Guidelines for Abstracts - Science and Engineering
Abstracts vary in style and format by field and discipline. Please consult the following questions and categories as guidelines for your given field as you prepare your abstracts (Adapted from SCCUR guidelines).
- Hypothesis or Question: What problem are you trying to solve? What question are you pursuing? What hypothesis/idea are you testing?
- Rationale: Why is your problem/question/idea relevant or innovative? What is the broader scope and significance of your project?

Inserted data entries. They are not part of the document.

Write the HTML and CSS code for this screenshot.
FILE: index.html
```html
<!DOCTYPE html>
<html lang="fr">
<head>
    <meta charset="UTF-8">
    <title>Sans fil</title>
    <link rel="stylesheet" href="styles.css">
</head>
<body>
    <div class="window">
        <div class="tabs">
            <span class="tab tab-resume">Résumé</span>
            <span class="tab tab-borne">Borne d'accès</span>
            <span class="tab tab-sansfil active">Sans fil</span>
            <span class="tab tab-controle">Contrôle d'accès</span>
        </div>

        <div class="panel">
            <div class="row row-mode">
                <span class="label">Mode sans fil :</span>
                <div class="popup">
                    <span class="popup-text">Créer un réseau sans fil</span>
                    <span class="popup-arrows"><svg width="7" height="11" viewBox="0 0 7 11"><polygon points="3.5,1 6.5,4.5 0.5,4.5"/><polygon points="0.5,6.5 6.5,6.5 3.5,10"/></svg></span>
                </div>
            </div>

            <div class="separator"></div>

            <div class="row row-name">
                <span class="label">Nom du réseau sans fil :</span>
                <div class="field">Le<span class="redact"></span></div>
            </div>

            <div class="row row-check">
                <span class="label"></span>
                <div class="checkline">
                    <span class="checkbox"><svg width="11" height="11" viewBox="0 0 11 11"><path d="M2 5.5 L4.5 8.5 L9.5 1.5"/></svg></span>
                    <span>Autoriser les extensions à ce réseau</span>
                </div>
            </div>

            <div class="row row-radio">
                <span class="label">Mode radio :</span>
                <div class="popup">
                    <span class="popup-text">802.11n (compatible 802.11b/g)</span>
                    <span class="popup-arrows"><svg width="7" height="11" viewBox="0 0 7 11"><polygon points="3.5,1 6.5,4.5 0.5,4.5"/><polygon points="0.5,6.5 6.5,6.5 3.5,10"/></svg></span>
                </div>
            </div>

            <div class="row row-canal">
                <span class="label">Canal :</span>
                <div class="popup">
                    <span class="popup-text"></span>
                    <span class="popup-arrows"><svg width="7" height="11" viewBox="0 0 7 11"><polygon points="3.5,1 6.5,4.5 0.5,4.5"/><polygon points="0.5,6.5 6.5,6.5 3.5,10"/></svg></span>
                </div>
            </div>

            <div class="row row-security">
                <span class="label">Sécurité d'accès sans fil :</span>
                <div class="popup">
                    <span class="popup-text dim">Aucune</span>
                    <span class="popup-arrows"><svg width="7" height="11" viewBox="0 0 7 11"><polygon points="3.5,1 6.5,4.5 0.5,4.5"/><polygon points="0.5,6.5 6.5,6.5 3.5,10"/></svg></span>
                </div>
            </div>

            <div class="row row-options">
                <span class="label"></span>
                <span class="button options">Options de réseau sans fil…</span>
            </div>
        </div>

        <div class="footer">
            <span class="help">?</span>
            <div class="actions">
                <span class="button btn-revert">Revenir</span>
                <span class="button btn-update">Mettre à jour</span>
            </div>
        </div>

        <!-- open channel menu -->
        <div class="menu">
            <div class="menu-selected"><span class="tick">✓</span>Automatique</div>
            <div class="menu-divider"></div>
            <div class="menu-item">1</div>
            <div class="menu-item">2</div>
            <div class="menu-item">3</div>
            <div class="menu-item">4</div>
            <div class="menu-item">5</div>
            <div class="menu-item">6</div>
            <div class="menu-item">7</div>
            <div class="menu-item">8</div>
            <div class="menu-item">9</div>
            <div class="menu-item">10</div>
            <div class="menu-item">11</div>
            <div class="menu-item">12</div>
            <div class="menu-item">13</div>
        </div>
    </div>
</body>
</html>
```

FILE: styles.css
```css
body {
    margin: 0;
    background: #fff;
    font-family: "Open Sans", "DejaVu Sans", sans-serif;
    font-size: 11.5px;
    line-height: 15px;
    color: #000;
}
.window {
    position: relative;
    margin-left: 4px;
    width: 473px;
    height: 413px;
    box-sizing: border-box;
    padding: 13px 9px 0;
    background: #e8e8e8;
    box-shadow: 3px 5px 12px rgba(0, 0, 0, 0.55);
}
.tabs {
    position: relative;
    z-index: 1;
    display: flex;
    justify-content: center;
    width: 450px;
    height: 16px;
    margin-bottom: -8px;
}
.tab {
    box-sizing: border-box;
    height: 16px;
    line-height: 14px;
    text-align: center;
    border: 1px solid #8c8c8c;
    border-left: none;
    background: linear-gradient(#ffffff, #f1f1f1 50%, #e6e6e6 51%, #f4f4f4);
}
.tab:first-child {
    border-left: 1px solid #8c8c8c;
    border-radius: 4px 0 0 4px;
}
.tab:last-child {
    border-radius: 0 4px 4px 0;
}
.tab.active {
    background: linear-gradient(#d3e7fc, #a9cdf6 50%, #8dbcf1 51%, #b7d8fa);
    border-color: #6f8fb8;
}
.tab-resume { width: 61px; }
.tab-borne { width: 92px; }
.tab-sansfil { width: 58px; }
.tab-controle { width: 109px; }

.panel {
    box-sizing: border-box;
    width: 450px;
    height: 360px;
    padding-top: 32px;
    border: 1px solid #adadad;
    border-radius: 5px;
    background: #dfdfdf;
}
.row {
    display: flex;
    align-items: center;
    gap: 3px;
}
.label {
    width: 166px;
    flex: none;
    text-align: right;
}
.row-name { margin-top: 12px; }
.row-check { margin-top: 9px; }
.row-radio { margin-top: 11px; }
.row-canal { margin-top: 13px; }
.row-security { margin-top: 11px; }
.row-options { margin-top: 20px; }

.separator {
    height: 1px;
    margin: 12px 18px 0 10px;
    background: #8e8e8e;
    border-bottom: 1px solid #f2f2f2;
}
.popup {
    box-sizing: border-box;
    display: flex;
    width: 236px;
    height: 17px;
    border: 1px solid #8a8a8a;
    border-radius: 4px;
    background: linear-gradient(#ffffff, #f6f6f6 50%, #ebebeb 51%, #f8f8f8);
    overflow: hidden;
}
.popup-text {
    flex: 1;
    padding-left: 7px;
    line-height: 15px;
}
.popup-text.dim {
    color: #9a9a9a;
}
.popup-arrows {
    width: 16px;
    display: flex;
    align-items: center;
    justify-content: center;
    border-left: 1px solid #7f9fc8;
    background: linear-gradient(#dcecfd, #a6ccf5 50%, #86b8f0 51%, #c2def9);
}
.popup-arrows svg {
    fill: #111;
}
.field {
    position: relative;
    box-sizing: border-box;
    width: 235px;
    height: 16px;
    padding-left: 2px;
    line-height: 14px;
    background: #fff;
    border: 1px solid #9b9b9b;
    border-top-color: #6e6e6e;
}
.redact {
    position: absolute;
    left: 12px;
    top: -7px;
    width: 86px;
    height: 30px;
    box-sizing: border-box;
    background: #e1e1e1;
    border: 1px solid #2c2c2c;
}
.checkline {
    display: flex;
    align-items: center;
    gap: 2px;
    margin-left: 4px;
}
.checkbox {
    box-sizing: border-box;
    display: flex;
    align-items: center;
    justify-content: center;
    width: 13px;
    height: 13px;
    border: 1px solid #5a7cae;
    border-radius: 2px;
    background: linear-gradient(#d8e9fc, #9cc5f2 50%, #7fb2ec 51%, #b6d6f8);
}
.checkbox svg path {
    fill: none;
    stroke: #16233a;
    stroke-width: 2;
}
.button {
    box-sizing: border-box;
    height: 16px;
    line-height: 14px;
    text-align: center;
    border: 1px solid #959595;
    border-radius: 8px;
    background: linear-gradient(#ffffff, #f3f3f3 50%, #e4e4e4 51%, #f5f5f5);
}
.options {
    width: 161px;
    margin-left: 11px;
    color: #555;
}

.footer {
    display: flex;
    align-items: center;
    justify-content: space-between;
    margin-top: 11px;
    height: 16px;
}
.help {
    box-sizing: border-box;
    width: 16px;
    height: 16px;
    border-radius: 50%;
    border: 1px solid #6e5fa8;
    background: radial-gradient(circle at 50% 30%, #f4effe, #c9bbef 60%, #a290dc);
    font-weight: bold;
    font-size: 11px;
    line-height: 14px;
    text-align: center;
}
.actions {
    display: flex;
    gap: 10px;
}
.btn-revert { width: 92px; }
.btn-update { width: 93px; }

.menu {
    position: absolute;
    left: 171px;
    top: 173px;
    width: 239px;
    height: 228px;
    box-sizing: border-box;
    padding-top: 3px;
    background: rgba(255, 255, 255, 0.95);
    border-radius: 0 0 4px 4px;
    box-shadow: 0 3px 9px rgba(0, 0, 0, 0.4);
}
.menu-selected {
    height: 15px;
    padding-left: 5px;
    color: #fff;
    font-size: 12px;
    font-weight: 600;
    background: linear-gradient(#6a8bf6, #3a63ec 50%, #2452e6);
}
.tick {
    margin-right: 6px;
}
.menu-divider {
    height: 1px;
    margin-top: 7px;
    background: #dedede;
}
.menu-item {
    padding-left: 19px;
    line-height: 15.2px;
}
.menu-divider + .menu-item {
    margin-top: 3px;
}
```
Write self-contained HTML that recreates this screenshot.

- Methods: What methods did you employ or approach to resolve your problem/question or to test your hypothesis/idea? What was your experimental design and protocol? What was involved in the planning, design and implementation of the project? The methods may cover theoretical or empirical approaches in classical research, as well as procedures used in applied research and projects (e.g., innovative projects, case studies, service projects).
- Results: What did you find during the course of your scholarly work? Specifically, what new insight did you gain? What did you learn, create or discover that potentially advances your discipline?
- Conclusions: Were your results consistent or inconsistent with your original hypothesis? How do your results inform your original question? What are the broader implications of your findings, especially as they relate to your original hypothesis or your question? What weaknesses or limitations remain? What are the original, creative contributions of your work to your discipline and how will your work potentially advance your field of specialization?
Tips for All Fields:
- Make sure your abstract is understandable to a wide audience.
- Consult with your faculty mentor as to whether your abstracts should be written in the first or third person, and what is appropriate for your project.
- Take time to prepare your abstract. Write drafts and revise in order to capture your project precisely.
- Create a clear title that incorporates the keywords, key points and findings, and/or main ideas of your project.
- Review your abstract carefully before submission, checking for errors, typos, and clarity.
- Seek input from your faculty mentor and be sure to receive your mentor’s approval.